Die Aufzählung lässt sich endlos weiterführen:

Szeni-Quartier? Hä? Wasischlooos? Es sind gemütliche und gesellschaftlich liberale Orte in der Stadt. Junge Menschen, die sich keine Wohnung für 4000 Franken leisten können und gemütlich, in der Stadt und nah beim Alkohol wohnen wollen, müssen ja dahin: in die Kreise 3, 4 und 5. Ah was, du bist auch eine Veganerin? Du Szeni. Nein! Nur wer gesund leben möchte und dabei sogar die Umwelt schont, ist noch kein Szeni! Das ist normal. Das ist so ein bitzli Teil des Mainstreams geworden. Auch Männer mit langen Haaren sind normal geworden. Wer das nicht glaubt, soll mit seinem alten Rennrad die Langstrasse rauf und runter fahren: der Laufsteg Zürichs. Die langen Haare (geföhnt und zu einem kleinen Schwänzchen geformt) sind so was von Mainstream. Das ist nichts Spezielles! Auch wenn die Röhrenjeans (oder blaue, grüne, graue Hosen) unten ein wenig hochgeredelt sind. Das ist so was von 2009. Das ist inzwischen sogar den grossen Modemarken zu normal. Die haben das vor einigen Jahren wieder aufgegeben.

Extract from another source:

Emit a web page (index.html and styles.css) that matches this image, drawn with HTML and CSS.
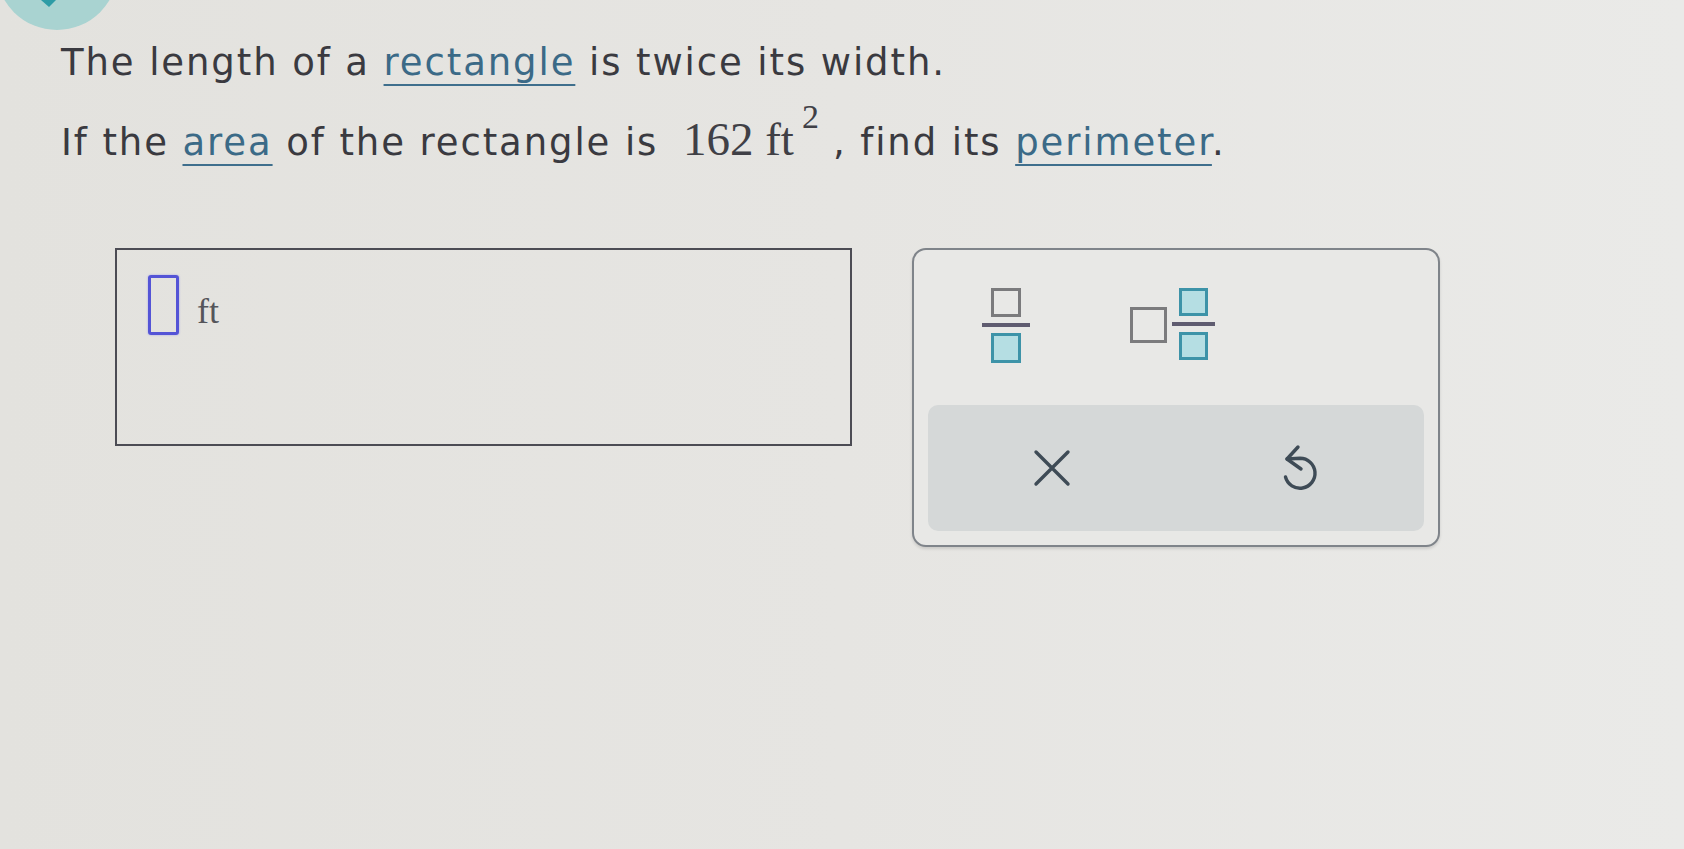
FILE: index.html
```html
<!DOCTYPE html>
<html>
<head>
<meta charset="utf-8">
<link rel="stylesheet" href="styles.css">
</head>
<body>
<div class="badge">
  <svg class="badge-mark" width="24" height="12" viewBox="0 0 24 12"><path d="M5 0 L13 7 L20 0 Z" fill="#2e9ca6"/></svg>
</div>
<main class="page">
  <p class="line line1">The length of a <span class="link">rectangle</span> is twice its width.</p>
  <p class="line line2">If the <span class="link">area</span> of the rectangle is <span class="math">162 ft<sup class="sup">2</sup></span>, find its <span class="link">perimeter</span>.</p>

  <div class="work">
    <div class="answer">
      <div class="field"></div>
      <span class="unit">ft</span>
    </div>

    <div class="panel">
      <div class="icons">
        <div class="frac">
          <div class="box box-gray"></div>
          <div class="bar-line"></div>
          <div class="box box-teal"></div>
        </div>
        <div class="mixed">
          <div class="whole box-gray"></div>
          <div class="frac frac-small">
            <div class="box box-teal"></div>
            <div class="bar-line"></div>
            <div class="box box-teal"></div>
          </div>
        </div>
      </div>
      <div class="actions">
        <div class="action">
          <svg width="40" height="40" viewBox="0 0 40 40"><path d="M4 4 L36 36 M36 4 L4 36" stroke="#3e4b56" stroke-width="3.4" stroke-linecap="round" fill="none"/></svg>
        </div>
        <div class="action">
          <svg width="40" height="48" viewBox="0 0 40 48"><path d="M7 15 L20 14.2 A15 15 0 1 1 5.5 33" stroke="#3e4b56" stroke-width="3.4" stroke-linecap="round" fill="none"/><path d="M18 3 L7 15 L21 25" stroke="#3e4b56" stroke-width="3.4" stroke-linecap="round" stroke-linejoin="round" fill="none"/></svg>
        </div>
      </div>
    </div>
  </div>
</main>
</body>
</html>
```

FILE: styles.css
```css
html, body {
  margin: 0;
  padding: 0;
}
body {
  width: 1684px;
  height: 849px;
  overflow: hidden;
  background: linear-gradient(90deg, #e3e2de 0%, #e6e5e2 50%, #eaeae8 100%);
  font-family: "DejaVu Sans", "Open Sans", sans-serif;
  color: #3a3a40;
  position: relative;
}
.badge {
  position: absolute;
  left: -4px;
  top: -92px;
  width: 122px;
  height: 122px;
  border-radius: 50%;
  background: #a9d3d1;
}
.badge-mark {
  position: absolute;
  left: 40px;
  top: 92px;
}
.page {
  padding-left: 61px;
  padding-top: 38px;
}
.line {
  margin: 0;
  font-size: 37px;
  line-height: 50px;
  letter-spacing: 1.9px;
  white-space: nowrap;
}
.line2 {
  margin-top: 30px;
}
.link {
  color: #3b6a87;
  text-decoration: underline;
  text-decoration-color: #3f6f8d;
  text-decoration-thickness: 2px;
  text-underline-offset: 9px;
  text-decoration-skip-ink: none;
}
.math {
  font-family: "Liberation Serif", "Times New Roman", serif;
  font-size: 47px;
  line-height: 0;
  letter-spacing: 0;
  color: #404046;
  margin-left: 11px;
  margin-right: 14px;
}
.sup {
  font-size: 34px;
  vertical-align: 0;
  position: relative;
  top: -27px;
  margin-left: 8px;
  line-height: 0;
}
.work {
  display: flex;
  align-items: flex-start;
  gap: 60px;
  margin-top: 80px;
  margin-left: 54px;
}
.answer {
  box-sizing: border-box;
  width: 737px;
  height: 198px;
  border: 2px solid #4c4c54;
  padding: 25px 0 0 31px;
  display: flex;
  align-items: flex-start;
  gap: 18px;
}
.field {
  box-sizing: border-box;
  width: 31px;
  height: 60px;
  border: 3px solid #5454d6;
  border-radius: 3px;
  box-shadow: 0 0 2px rgba(110, 110, 240, 0.6);
}
.unit {
  font-family: "Liberation Serif", "Times New Roman", serif;
  font-size: 36px;
  line-height: 36px;
  color: #55555a;
  margin-top: 18px;
}
.panel {
  box-sizing: border-box;
  width: 528px;
  height: 299px;
  border: 2px solid #7f848a;
  border-radius: 14px;
  padding: 38px 14px 14px 14px;
  background: #e8e8e6;
  box-shadow: 0 2px 3px rgba(0, 0, 0, 0.12);
  display: flex;
  flex-direction: column;
}
.icons {
  height: 117px;
  padding-left: 54px;
  display: flex;
  align-items: flex-start;
  gap: 100px;
}
.frac {
  display: flex;
  flex-direction: column;
  align-items: center;
  width: 48px;
}
.box {
  box-sizing: border-box;
  width: 30px;
  height: 29px;
}
.box-gray {
  border: 3px solid #7b7b7d;
  background: transparent;
}
.box-teal {
  border: 3px solid #3d93a8;
  background: #b5dee3;
}
.bar-line {
  width: 100%;
  height: 4px;
  background: #5f5c70;
  margin: 6px 0;
}
.frac .box-teal:last-child {
  height: 30px;
}
.mixed {
  display: flex;
  align-items: flex-start;
  gap: 5px;
}
.whole {
  box-sizing: border-box;
  width: 37px;
  height: 36px;
  margin-top: 19px;
}
.frac-small {
  width: 43px;
}
.frac-small .box {
  width: 29px;
  height: 28px;
}
.frac-small .box-teal:last-child {
  height: 28px;
}
.actions {
  flex: 1;
  background: #d5d8d8;
  border-radius: 10px;
  display: grid;
  grid-template-columns: 1fr 1fr;
}
.action {
  display: flex;
  align-items: center;
  justify-content: center;
}
```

Dann wäre da noch der happige Ironie-Vorwurf: Es sei typisch für Szenis, dass sie immer so ironisch seien: Vollbart, kaputte Shirts – halt aussehen, wie ein Nerd. Dazu dumme Sprüche reissen, ja nichts ernst meinen. Ja, sie sind ironisch. Aber wer denn nicht? Alle sind ironisch. Das ist Mainstream! Das ist langweilig. Es gehört dazu.

Es ist nicht szenig, wenn man als junger Stadt-Mensch viel in Bars unterwegs ist, an eine Vernissage geht und da interessiert tut, nur um sich kostenlos betrinken zu können. Es ist ganz normal. Es ist ganz normal, ein iPhone zu haben, schliesslich ist es das meistverkaufte Smartphone der Welt. Wenn man darauf den Newsletter von Ron liest und dann an einem Indie-Konzert oder einer Party im Klubi landet – janu, es ist eben so. Vielleicht gehörte Ron Orp schon zum Mainstream, als es noch Szenis gab. Ok. Nehmen wir das Beispiel der Besetzer-Parties. Oder der illegalen Parties. High-Heels sind auch da schon angekommen. Beim Binz-Umzug im vorletzten März waren die ganzen Party-Mädels auch dabei. Es ist ganz normal. Es ist dieser Junky-Chic-Lifestyle.

Klar ist, es gibt immer solche, die auffallen wollen. Es gibt immer die, die ein wenig ausscheren müssen. Es gibt immer die, die eigentlich zu kurze Haare für ein Schwänzchen haben, aber trotzdem eins machen (oben auf dem Kopf). Es gibt immer jene, welchen der Blog nicht reicht und die dann eine Zeitung machen müssen. Aber he, nicht mal das ist szenig. Das gibt es überall: Es soll ja sogar schwule Fussballer geben (Achtung: Ironie).

Eigentlich ist es schade, dass es keine Szenis mehr gibt. Es gibt so viele davon, dass alles Mainstream geworden ist. Nicht, weil es lustig war, sich darüber lustig zu machen, obwohl man selber dazu gehörte. Es ist schade wegen der Subkultur – die fehlt. Wenn es sogar für Parties auf dem Labitzke-Areal eine Gästeliste gab, scheint es dafür schlicht keinen Platz zu geben. Oder sie ist schon ganz woanders. An einem fernen Ort ohne Aufwertungs-Lädelis an jeder Ecke. An einem Ort, wo noch nicht alles durch-kommerzialisiert ist. An einem Ort, wo die ZHdK noch nicht das Stadtbild prägt. Vielleicht heisst dieser Ort Altstetten (hinter dem ehemaligen Labitzke) oder Schlieren. Vielleicht heisst dieser Ort aber auch Atlantis.